* What you have to do *
Each line that holds the word "this" counts once; give the total for the records below and nothing else.

Web page code records
========================
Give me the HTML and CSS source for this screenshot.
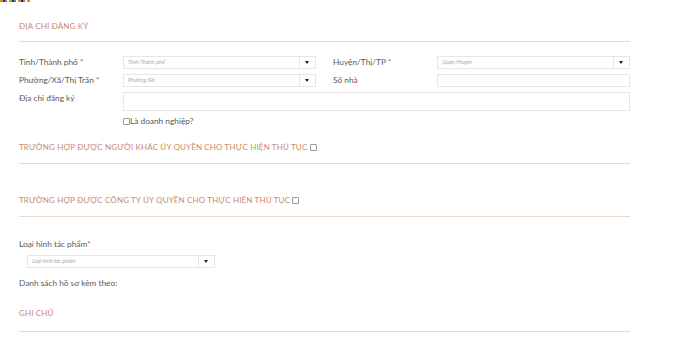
FILE: index.html
```html
<!doctype html>
<html lang="vi">
  <head>
    <meta charset="UTF-8" />
    <meta name="viewport" content="width=device-width, initial-scale=1.0" />
    <title>Địa chỉ đăng ký</title>
    <link rel="stylesheet" href="styles.css">
  </head>
  <body>
    <div class="loader-strip"></div>

    <div class="form">
      <div class="section-title">Địa chỉ đăng ký</div>

      <div class="address-grid">
        <label class="lbl">Tỉnh/Thành phố <span class="req">*</span></label>
        <div class="select">
          <span class="placeholder">Tỉnh/Thành phố</span>
          <span class="arrow"></span>
        </div>
        <label class="lbl lbl-right">Huyện/Thị/TP <span class="req">*</span></label>
        <div class="select">
          <span class="placeholder">Quận/Huyện</span>
          <span class="arrow"></span>
        </div>

        <label class="lbl">Phường/Xã/Thị Trấn <span class="req">*</span></label>
        <div class="select">
          <span class="placeholder">Phường/Xã</span>
          <span class="arrow"></span>
        </div>
        <label class="lbl lbl-right">Số nhà</label>
        <div class="input"></div>

        <label class="lbl">Địa chỉ đăng ký</label>
        <div class="textarea"></div>

        <div class="check-row">
          <span class="box"></span>Là doanh nghiệp?
        </div>
      </div>

      <div class="section-title sub">Trường hợp được người khác ủy quyền cho thực hiện thủ tục <span class="box"></span></div>

      <div class="section-title sub second">Trường hợp được công ty ủy quyền cho thực hiện thủ tục <span class="box"></span></div>

      <div class="work-type">
        <label class="lbl">Loại hình tác phẩm<span class="req">*</span></label>
        <div class="select wide">
          <span class="placeholder">Loại hình tác phẩm</span>
          <span class="arrow"></span>
        </div>
        <div class="lbl attach">Danh sách hồ sơ kèm theo:</div>
      </div>

      <div class="section-title note">Ghi chú</div>
    </div>
  </body>
</html>
```

FILE: styles.css
```css
body {
  margin: 0;
  background: #fff;
  font-family: Lato, "Open Sans", sans-serif;
  color: #555;
}
.loader-strip {
  width: 30px;
  height: 2px;
  background: repeating-linear-gradient(90deg, #e08a1e 0 3px, #333 3px 5px, #4a90d9 5px 7px, #fff 7px 9px);
}
.form {
  width: 611px;
  padding: 0 19px;
}
.section-title {
  font-size: 8px;
  text-transform: uppercase;
  color: #c98a6c;
  padding: 19px 0 10px;
  border-bottom: 1px solid #ecd9cc;
  letter-spacing: 0.15px;
}
.section-title.sub {
  margin-top: 5px;
  padding: 11px 0 11px;
}
.section-title.second {
  margin-top: 20px;
}
.section-title.note {
  margin-top: 15px;
  padding: 5px 0 13px;
}
.section-title .box {
  display: inline-block;
  width: 5px;
  height: 5px;
  border: 1px solid #999;
  border-radius: 1px;
  vertical-align: -1px;
}
.address-grid {
  display: grid;
  grid-template-columns: 104px 193px 121px 193px;
  row-gap: 5px;
  margin-top: 14px;
  align-items: center;
}
.address-grid .lbl-right {
  padding-left: 17px;
}
.address-grid .textarea {
  grid-column: 2 / 5;
  height: 17px;
  border: 1px solid #e6e6e6;
  align-self: start;
}
.address-grid .lbl {
  align-self: start;
  line-height: 13px;
}
.lbl {
  font-size: 8.3px;
  color: #5a5a5a;
}
.req {
  color: #d9534f;
}
.select {
  display: flex;
  height: 13px;
  box-sizing: border-box;
  border: 1px solid #e6e6e6;
}
.select.wide {
  width: 188px;
  margin: 6px 0 0 8px;
}
.placeholder {
  flex: 1;
  font-size: 5.5px;
  font-style: italic;
  color: #aaa;
  line-height: 11px;
  padding-left: 4px;
}
.arrow {
  width: 15px;
  border-left: 1px solid #e6e6e6;
  position: relative;
}
.arrow::after {
  content: "";
  position: absolute;
  left: 5px;
  top: 4px;
  border-left: 2.5px solid transparent;
  border-right: 2.5px solid transparent;
  border-top: 3px solid #222;
}
.input {
  height: 13px;
  box-sizing: border-box;
  border: 1px solid #e6e6e6;
}
.check-row {
  grid-column: 2 / 5;
  font-size: 8.3px;
  color: #5a5a5a;
  display: flex;
  align-items: center;
}
.check-row .box {
  width: 5px;
  height: 5px;
  border: 1px solid #999;
  border-radius: 1px;
}
.work-type {
  padding-top: 22px;
}
.work-type .lbl {
  display: block;
}
.attach {
  margin-top: 10px;
}
```
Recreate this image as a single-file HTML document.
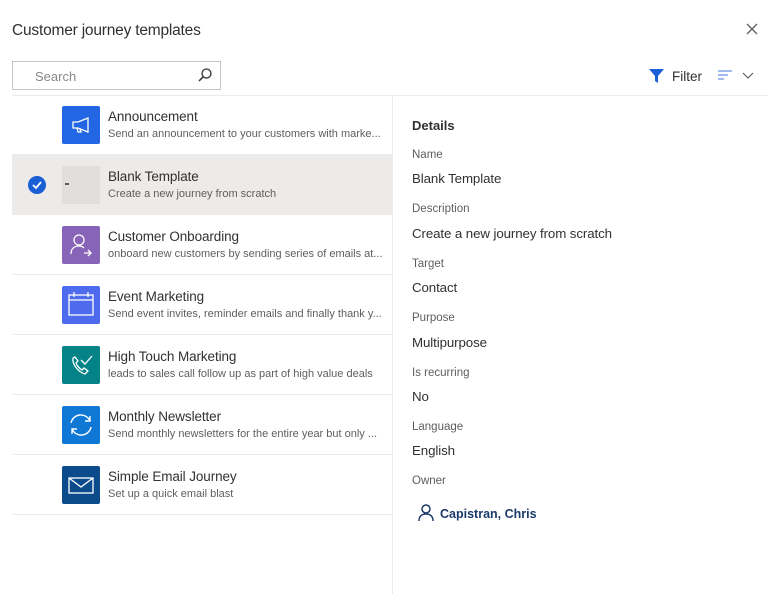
========================
* Answer in full *
2